Si de nombreux affiliés sont ainsi maltraités, il apparaît que certains administrateurs bénéficient, en revanche, d’un « traitement privilégié », à commencer par le président de la caisse, Jacques Escourrou, qui, n’ayant pas payé ses cotisations à l’échéance, a échappé aux majorations de retard. L’importance de la CIPAV, par le nombre d’affiliés, au sein de la CNAVPL (la Caisse nationale d’assurance vieillesse des professions libérales, qui rassemble dix caisses professionnelles) a également valu à Escourrou d’être porté à la présidence de celle-ci. Cette double casquette est d’autant moins méritée que la gestion de la CIPAV sous Escourrou est, selon la Cour des comptes, non seulement désordonnée, mais opaque. « Ce manque de transparence a facilité le non-respect de règles élémentaires de sécurité et de répartition des risques », notent les magistrats.

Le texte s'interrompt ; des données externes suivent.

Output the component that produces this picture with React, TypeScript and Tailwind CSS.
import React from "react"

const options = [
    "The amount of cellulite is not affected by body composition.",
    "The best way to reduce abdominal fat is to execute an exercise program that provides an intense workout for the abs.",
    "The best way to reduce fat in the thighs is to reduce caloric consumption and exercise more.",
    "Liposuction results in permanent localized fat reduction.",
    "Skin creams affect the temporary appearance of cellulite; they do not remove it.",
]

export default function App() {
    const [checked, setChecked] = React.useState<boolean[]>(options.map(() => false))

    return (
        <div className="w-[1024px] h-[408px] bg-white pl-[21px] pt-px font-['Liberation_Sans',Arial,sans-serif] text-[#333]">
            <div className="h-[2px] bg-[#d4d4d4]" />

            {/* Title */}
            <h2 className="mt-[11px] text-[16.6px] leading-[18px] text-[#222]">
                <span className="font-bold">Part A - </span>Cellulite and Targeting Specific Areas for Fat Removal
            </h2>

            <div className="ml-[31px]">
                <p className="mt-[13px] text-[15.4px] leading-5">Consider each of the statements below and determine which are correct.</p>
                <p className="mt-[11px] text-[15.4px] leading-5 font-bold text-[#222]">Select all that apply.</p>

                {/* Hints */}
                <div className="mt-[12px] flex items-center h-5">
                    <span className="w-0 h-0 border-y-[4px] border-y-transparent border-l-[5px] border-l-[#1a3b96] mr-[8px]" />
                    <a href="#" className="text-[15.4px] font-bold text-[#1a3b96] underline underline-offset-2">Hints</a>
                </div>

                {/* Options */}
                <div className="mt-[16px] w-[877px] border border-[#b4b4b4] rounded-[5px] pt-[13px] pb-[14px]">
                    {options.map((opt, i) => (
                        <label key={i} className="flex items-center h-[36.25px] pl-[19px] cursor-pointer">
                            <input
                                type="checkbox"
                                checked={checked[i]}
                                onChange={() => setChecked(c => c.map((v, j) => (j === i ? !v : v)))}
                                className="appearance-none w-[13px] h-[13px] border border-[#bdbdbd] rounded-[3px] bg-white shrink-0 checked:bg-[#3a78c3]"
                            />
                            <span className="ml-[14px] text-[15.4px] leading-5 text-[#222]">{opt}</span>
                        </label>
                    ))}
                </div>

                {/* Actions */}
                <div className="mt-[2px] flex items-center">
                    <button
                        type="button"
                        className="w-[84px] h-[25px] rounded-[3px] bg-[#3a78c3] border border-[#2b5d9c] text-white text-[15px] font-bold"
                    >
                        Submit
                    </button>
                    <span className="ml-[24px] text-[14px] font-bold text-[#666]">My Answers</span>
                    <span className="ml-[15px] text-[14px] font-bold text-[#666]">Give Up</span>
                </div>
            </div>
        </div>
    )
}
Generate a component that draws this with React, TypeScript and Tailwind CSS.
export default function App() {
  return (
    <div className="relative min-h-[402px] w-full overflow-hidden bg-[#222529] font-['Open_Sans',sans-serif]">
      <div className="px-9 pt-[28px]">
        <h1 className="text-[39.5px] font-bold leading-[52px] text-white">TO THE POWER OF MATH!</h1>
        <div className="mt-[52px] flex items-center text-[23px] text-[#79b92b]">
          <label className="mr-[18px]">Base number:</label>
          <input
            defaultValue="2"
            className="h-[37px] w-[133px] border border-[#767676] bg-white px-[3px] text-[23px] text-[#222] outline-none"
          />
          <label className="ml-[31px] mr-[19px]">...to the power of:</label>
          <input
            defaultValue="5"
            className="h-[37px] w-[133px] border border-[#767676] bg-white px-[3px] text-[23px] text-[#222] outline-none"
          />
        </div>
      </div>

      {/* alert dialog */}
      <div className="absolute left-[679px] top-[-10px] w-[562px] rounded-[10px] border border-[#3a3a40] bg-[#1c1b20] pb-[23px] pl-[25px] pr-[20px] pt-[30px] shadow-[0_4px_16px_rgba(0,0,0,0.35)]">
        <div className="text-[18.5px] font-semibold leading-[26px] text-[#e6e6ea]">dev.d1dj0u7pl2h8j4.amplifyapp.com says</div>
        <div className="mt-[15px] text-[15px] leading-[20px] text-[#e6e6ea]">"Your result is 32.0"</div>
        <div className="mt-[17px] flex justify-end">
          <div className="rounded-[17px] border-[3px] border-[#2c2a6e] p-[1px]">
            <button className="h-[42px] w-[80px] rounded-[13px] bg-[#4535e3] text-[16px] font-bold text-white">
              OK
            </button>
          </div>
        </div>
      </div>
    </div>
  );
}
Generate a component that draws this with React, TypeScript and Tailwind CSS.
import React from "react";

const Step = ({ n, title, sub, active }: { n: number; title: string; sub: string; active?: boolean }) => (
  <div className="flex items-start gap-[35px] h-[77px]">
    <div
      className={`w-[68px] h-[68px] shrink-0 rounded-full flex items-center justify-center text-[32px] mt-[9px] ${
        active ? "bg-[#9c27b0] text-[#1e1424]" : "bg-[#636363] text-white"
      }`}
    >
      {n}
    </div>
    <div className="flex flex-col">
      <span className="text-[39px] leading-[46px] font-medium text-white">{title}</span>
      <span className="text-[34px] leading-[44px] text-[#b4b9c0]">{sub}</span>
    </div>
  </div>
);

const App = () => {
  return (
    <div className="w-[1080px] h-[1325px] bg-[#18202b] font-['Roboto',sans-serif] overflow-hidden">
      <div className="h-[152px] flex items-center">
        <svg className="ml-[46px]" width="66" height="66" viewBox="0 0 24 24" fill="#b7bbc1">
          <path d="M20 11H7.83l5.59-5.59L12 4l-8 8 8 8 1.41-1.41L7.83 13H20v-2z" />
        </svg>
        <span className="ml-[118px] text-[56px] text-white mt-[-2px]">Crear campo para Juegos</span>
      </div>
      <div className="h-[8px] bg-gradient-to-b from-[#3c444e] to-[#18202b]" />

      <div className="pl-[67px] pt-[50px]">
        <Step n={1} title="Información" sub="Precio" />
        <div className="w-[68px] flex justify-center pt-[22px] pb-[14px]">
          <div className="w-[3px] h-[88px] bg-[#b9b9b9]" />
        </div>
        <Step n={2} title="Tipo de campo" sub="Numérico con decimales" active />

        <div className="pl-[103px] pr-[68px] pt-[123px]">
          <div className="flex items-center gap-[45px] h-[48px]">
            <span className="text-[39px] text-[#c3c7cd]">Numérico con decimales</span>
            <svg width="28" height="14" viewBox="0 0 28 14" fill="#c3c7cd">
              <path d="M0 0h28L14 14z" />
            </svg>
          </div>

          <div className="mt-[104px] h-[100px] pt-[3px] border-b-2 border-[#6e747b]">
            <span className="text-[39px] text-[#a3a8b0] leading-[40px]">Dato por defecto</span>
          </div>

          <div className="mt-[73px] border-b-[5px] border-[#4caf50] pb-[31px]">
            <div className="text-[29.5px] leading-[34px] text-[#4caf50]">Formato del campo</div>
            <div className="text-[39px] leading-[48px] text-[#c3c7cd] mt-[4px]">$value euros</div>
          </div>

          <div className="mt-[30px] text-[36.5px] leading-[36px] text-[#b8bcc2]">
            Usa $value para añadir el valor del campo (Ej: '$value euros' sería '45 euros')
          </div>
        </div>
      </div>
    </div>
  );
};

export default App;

Le code des marchés publics est passé à la trappe

Entre autres anomalies, ils relèvent :

- que les caisses du "groupe Berri" (qui rassemble la CIPAV, la CAVEC, la CAVOM et l'IRCEC) ont privilégié pendant des décennies un même gestionnaire de portefeuille qui, de surcroît, a longtemps assuré simultanément la fonction de dépositaire des titres et auquel la CIPAV avait confié le placement de plus des trois quarts de ses réserves ;

- que jusqu'en 2010, la commission des placements a travaillé sans la moindre délégation du conseil d'administration à l'encontre de ce que prévoyaient les statuts ;

- qu'en contradiction avec ce que prévoit le code de la sécurité sociale, les caisses se sont délibérément affranchies des obligations prévues par le code des marchés publics, en se dispensant la plupart du temps de mettre leurs prestataires en concurrence ;

- que les effectifs de la CIPAV (226 agents) ont augmenté de 77 % en sept ans, entre 2004 et 2011 ;

- que, cerise sur le gâteau, des administrateurs de la CIPAV ont bénéficié "de secours importants au regard des pratiques habituelles de la caisse", ce qui laisse soupçonner qu'ils en ont "croqué"...
Ces dérives dans la gestion de la CIPAV conduisent la Cour des comptes à recommander aux caisses de retraite des professions libérales de recruter leurs directeurs et agents comptables parmi les agents de direction de la sécurité sociale… Est-ce la meilleure solution, au moment où celle-ci accuse un déficit de plus de 16 milliards d’euros, en grande partie dû à sa gestion calamiteuse ? Autant demander à un noyé de jouer les maîtres-nageurs. Au reste, les magistrats des comptes ne manquent pas d’aplomb d’opposer ainsi la Sécurité sociale à l’un de ses propres organismes – la CIPAV ayant été instituée et restant régie par la « Sécu ».

Voilà longtemps qu’à Sauvegarde Retraites, nous mettons en cause la logique, la gestion et les pratiques de ces régimes obligatoires, en avertissant des risques de dérives inhérents à leur situation de monopole.
Depuis des années, il nous est répondu, au mieux que nous nous faisons de fausses idées, au pire « circulez, il n’y a rien à voir ». Le rapport de la Cour des comptes montre aujourd’hui que nous ne nous trompions pas. Plus que jamais, nous revendiquons donc, pour les affiliés, la liberté de choix et un droit de contrôle sur la gestion des caisses qu’ils financent.